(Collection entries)

·····

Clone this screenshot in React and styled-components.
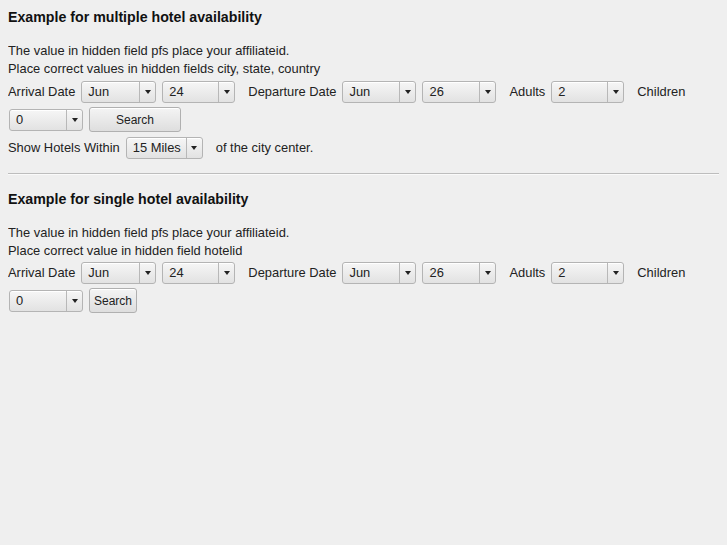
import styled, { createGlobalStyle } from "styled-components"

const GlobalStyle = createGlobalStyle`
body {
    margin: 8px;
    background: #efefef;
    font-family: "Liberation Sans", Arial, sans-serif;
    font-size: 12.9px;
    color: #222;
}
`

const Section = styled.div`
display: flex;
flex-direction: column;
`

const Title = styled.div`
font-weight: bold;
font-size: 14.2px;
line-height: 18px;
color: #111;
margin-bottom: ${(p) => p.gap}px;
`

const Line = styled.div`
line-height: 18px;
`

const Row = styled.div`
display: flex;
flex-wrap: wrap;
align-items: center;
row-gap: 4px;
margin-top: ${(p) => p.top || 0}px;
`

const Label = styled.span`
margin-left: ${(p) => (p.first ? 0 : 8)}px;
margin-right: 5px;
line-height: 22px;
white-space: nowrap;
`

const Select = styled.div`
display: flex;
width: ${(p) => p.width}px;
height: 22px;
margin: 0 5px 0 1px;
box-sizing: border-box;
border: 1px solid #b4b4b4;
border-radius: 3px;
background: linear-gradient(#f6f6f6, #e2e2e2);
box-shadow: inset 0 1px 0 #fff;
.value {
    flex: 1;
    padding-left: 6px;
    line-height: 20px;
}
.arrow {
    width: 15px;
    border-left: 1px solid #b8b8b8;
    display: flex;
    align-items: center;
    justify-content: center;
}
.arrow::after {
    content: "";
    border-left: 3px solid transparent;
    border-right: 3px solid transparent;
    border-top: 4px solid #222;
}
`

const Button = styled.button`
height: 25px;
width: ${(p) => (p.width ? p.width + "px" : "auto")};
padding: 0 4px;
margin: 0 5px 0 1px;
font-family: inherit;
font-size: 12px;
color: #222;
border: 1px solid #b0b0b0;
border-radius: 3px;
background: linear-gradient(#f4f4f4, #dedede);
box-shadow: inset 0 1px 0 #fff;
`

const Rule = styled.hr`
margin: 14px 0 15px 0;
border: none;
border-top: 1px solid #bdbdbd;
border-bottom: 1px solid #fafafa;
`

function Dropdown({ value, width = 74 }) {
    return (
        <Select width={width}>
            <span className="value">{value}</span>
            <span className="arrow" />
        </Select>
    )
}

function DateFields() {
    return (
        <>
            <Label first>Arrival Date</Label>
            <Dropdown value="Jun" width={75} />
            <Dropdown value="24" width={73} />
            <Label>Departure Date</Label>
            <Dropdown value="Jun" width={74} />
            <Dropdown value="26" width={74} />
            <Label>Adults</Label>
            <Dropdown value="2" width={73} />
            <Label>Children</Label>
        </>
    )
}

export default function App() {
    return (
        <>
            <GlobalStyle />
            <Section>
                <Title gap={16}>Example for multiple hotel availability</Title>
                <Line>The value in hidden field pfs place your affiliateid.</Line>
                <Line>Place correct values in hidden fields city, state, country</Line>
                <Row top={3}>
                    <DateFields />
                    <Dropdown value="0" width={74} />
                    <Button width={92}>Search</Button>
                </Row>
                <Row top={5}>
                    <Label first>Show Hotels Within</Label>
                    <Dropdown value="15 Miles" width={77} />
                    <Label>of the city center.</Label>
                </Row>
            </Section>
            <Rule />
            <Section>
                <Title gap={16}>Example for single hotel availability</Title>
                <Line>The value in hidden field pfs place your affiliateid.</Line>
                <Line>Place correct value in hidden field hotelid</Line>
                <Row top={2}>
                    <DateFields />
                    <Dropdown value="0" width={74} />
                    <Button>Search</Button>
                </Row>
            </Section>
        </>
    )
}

·····

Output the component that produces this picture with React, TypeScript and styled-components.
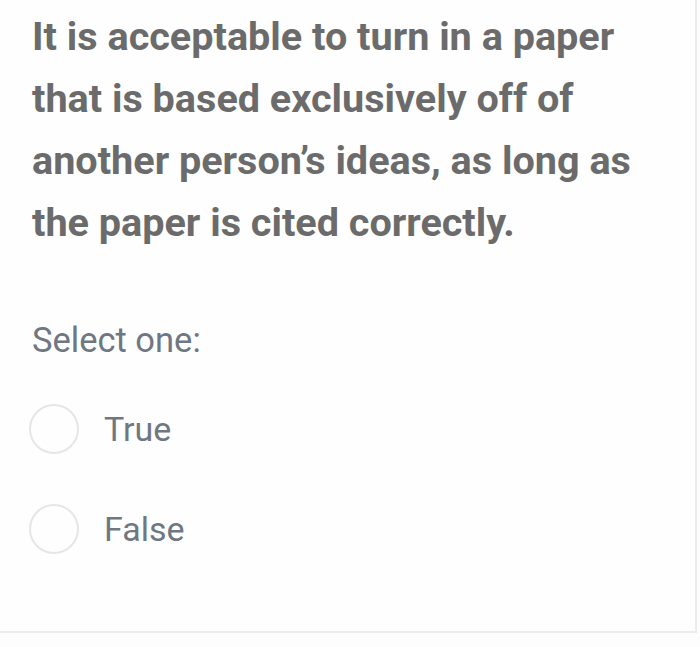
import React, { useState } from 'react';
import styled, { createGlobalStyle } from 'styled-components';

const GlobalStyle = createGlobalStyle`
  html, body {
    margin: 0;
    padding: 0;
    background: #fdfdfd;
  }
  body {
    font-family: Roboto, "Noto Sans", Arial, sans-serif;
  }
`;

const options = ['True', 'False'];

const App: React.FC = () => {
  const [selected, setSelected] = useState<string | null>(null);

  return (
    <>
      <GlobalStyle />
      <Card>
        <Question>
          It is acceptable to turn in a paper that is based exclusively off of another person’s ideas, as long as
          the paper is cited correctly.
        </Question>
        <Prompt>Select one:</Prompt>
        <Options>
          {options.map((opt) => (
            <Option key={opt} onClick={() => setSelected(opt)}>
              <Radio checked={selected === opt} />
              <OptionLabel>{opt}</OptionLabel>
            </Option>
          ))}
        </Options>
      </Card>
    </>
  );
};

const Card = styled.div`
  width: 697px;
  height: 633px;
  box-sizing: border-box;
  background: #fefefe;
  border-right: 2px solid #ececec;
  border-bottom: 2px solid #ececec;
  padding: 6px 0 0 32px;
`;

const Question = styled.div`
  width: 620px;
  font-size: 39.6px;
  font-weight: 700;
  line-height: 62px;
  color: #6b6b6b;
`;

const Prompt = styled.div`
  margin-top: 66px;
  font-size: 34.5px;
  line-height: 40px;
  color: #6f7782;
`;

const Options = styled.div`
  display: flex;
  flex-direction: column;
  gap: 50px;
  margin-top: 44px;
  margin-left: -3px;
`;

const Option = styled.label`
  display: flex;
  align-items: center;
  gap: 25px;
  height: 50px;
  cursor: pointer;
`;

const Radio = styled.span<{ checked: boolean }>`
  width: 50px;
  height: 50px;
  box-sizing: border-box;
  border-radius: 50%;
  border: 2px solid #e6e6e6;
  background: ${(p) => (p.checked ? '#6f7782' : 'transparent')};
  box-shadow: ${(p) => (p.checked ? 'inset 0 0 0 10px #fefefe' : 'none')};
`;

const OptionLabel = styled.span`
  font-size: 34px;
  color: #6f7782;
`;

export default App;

·····

§ TO BE DONE:
Reproduce every line of the listing above in which the string "that" appears.

§ PROBLEM SOLUTION:
Output the component that produces this picture with React, TypeScript and styled-components.
          It is acceptable to turn in a paper that is based exclusively off of another person’s ideas, as long as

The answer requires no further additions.